In recent years, “ESG” has gained greater prominence. Incorporation of environmental, social, and governance factors has become more important for companies with trillions of dollars flowing into ESG funds and rising shareholder activism around their consideration. Policymakers in Washington and elsewhere have also expressed growing interest in ESG.
A lot is packed into these three letters. BPC’s ESG Task Force was formed with the purpose of educating policymakers about the nuances of ESG and helping bring greater clarity to the emerging policy debates. Pursuant to this, over the last several months we have hosted discussions on corporate disclosure, the climate piece of ESG, and other issues. Most recently, BPC convened an outstanding lineup to look at workforce diversity.
Workforce diversity is part of what’s known as “human capital management.” It is an area where the Securities and Exchange Commission (SEC) has indicated interest and potential action in the near future. In particular, the SEC could seek to mandate that American companies disclose metrics on workforce diversity. The event discussion touched on different dimensions of workforce diversity, implications for measurement, and how companies might approach operations around workers that they can’t even see.
Year over year, the top thing that people consistently say is important is how a company treats its workers.
There has been an increased emphasis, some of it in the boardroom, some of it in terms of workplace composition, some of it even in terms of consumer basis, where companies and investors are looking much more closely at diversity, gender diversity, racial diversity, ethnic diversity, and sexual orientation.
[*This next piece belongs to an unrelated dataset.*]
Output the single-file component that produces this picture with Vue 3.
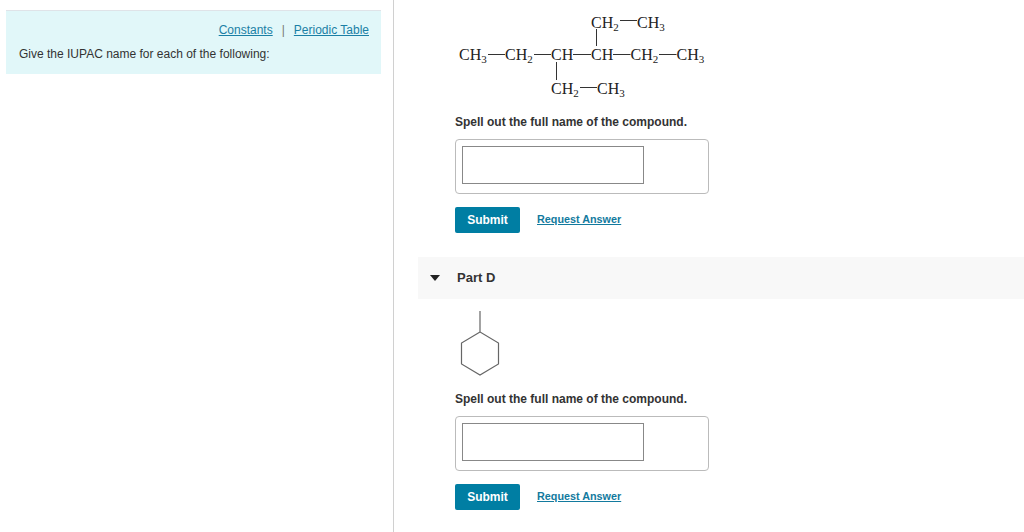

In a multigenerational workforce, there are more possibilities for mentorship and a greater diversity of skills.
“How our economy works is different … now we have an economy that has evolved into the information age and services.”
Tom Quaadman, EVP, Center for Capital Markets Competitiveness, U.S. Chamber of Commerce
For companies that are breaking through and having a much more inclusive process, they actually approach it a little differently. … Instead, a number of years of experience is required [as opposed to a four-year degree.]
The American economic engine is starved of people. We just don’t have people. The greatest determinant of how a company is going to grow is how it can attract people.
One of the things that is critically important is the fact that the population is aging and not only is the population aging but they’re also living longer in the United States. … Many either need to or want to continue working.
Part of what we are looking for is more consistency, whether that’s voluntary or regulated, to be able to compare how companies are doing to each other.